One Rocket Fuel Milkshake
The headline writers take their jobs seriously, and the number one priority, I think, is to scare us all into thinking things are bad and getting worse, and, generally, Death is Imminent. Which may be true, of course, but I don't necessarily care to be reminded of it.
Like today's headlines informing us that rocket fuel has somehow worked itself into our food supply. Well heck with that. If it's good enough for the space shuttle, it's good enough for me! And if it isn't rocket fuel it's some other odious substance such as dioxin, depleted uranium or windshield washer fluid. You could also make the point that we've been consuming pesticides daily for decades and there are still eight billion of us and counting. Imagine how many there would be if we DIDN'T season our food with pestidcides.
I think we should just fight back by deliberately contaminating the rocket fuel with organic vegetables. We could chuck several hundred heads of broccoli into the tank and watch the rockets refuse to perform. "I can't fire up. The broccoli TOUCHED my fuel. I HATE broccoli."
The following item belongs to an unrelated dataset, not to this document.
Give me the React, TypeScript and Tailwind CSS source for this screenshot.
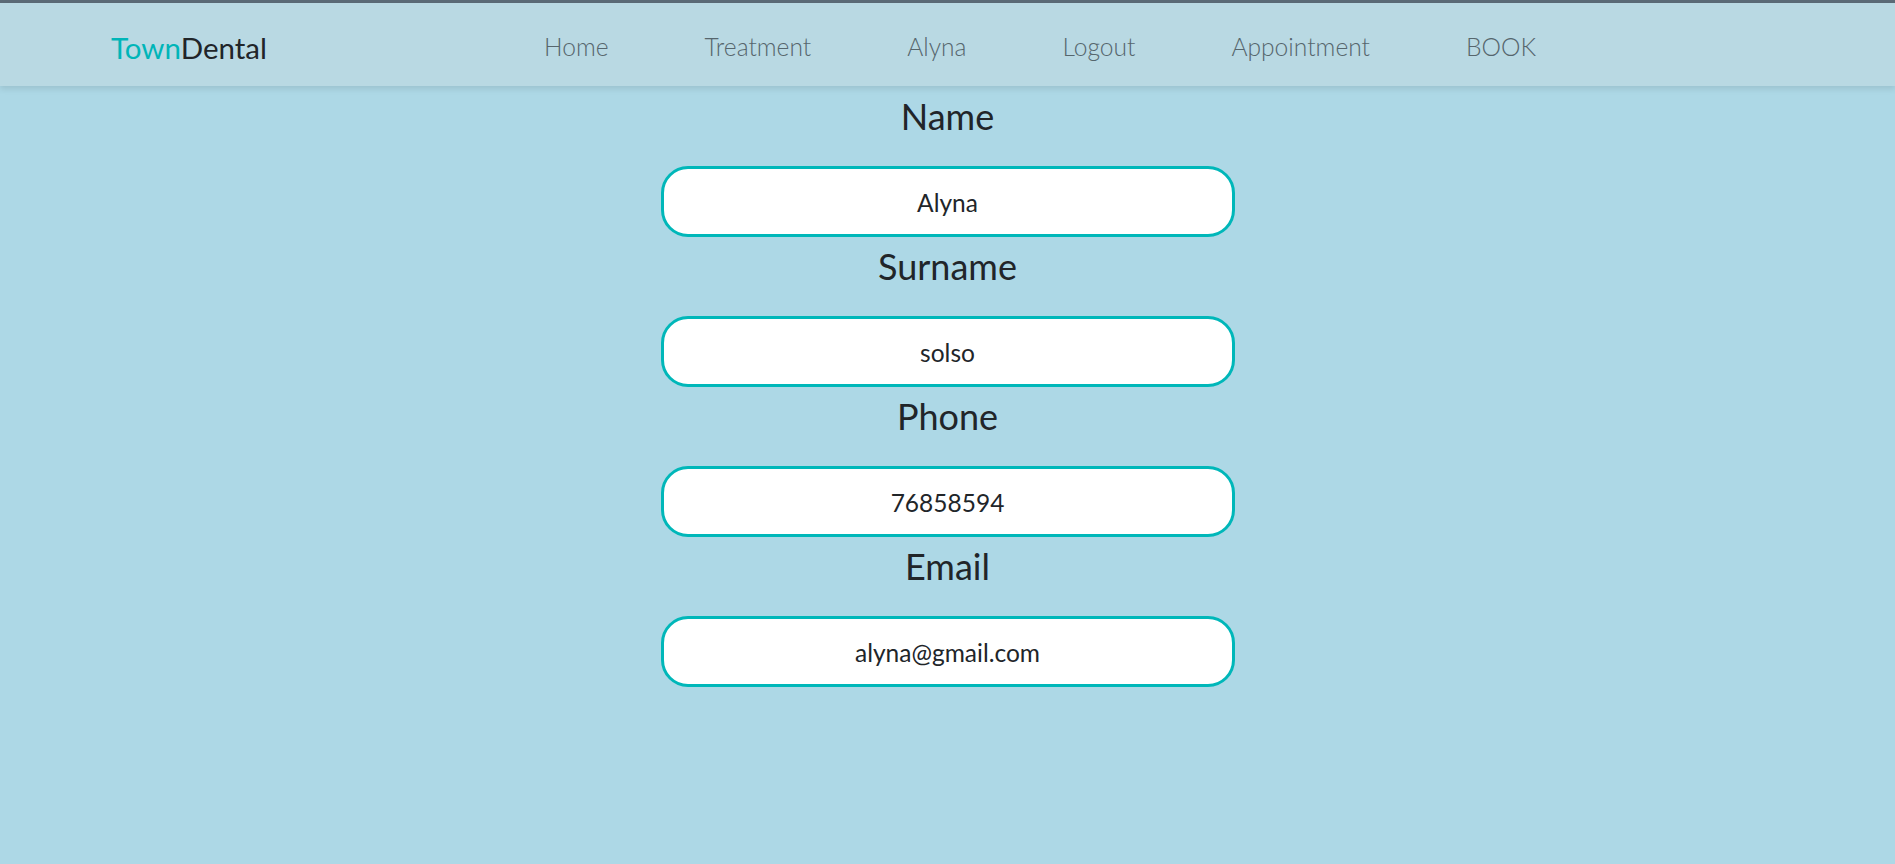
import React from "react";

const links = ["Home", "Treatment", "Alyna", "Logout", "Appointment", "BOOK"];
const fields = [
  { label: "Name", value: "Alyna" },
  { label: "Surname", value: "solso" },
  { label: "Phone", value: "76858594" },
  { label: "Email", value: "alyna@gmail.com" },
];

export default function App() {
  return (
    <div
      className="min-h-screen bg-[#add8e6]"
      style={{ fontFamily: "Lato, 'Open Sans', sans-serif" }}
    >
      <div className="h-[3px] bg-[#5b6b77]" />
      <nav className="relative z-10 flex h-[83px] items-center bg-[#b9d9e3] pt-[7px] shadow-[0_3px_6px_rgba(0,0,0,0.10)]">
        <div className="w-[544px] shrink-0 pl-[111px] text-[29.5px] leading-none">
          <span className="text-[#00b5b8]">Town</span>
          <span className="text-[#212529]">Dental</span>
        </div>
        <ul className="flex gap-[96px]">
          {links.map((l) => (
            <li key={l}>
              <a className="text-[24.6px] font-light leading-none text-[#56666d]">{l}</a>
            </li>
          ))}
        </ul>
      </nav>
      <main className="flex flex-col items-center pt-[9px]">
        {fields.map((f) => (
          <div key={f.label} className="flex flex-col items-center">
            <h3 className="mb-[29px] text-[36px] leading-[42px] text-[#212529]">{f.label}</h3>
            <div className="mb-[8px] flex h-[71px] w-[574px] items-center justify-center rounded-[27px] border-[3px] border-[#00b7b9] bg-white pt-[3px] text-[24.5px] text-[#212529]">
              {f.value}
            </div>
          </div>
        ))}
      </main>
    </div>
  );
}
Plus there are the stories you hear about this that and the other chemical substance now found in the human body that isn't supposed to be there, like mercury, DDT and Olestra. If people thought they could lose weight by eating DDT I'm sure they would. After all, we are already eating synthetic fat in an effort to avoid looking like Kirstie Alley.
I am glad they give me a lead shield when they X-ray my teeth, but some days it just feels like you could wear a lead shield all day long and you STILL wouldn't be safe from environmental assault. Especially if there is rocket fuel in the McNuggets.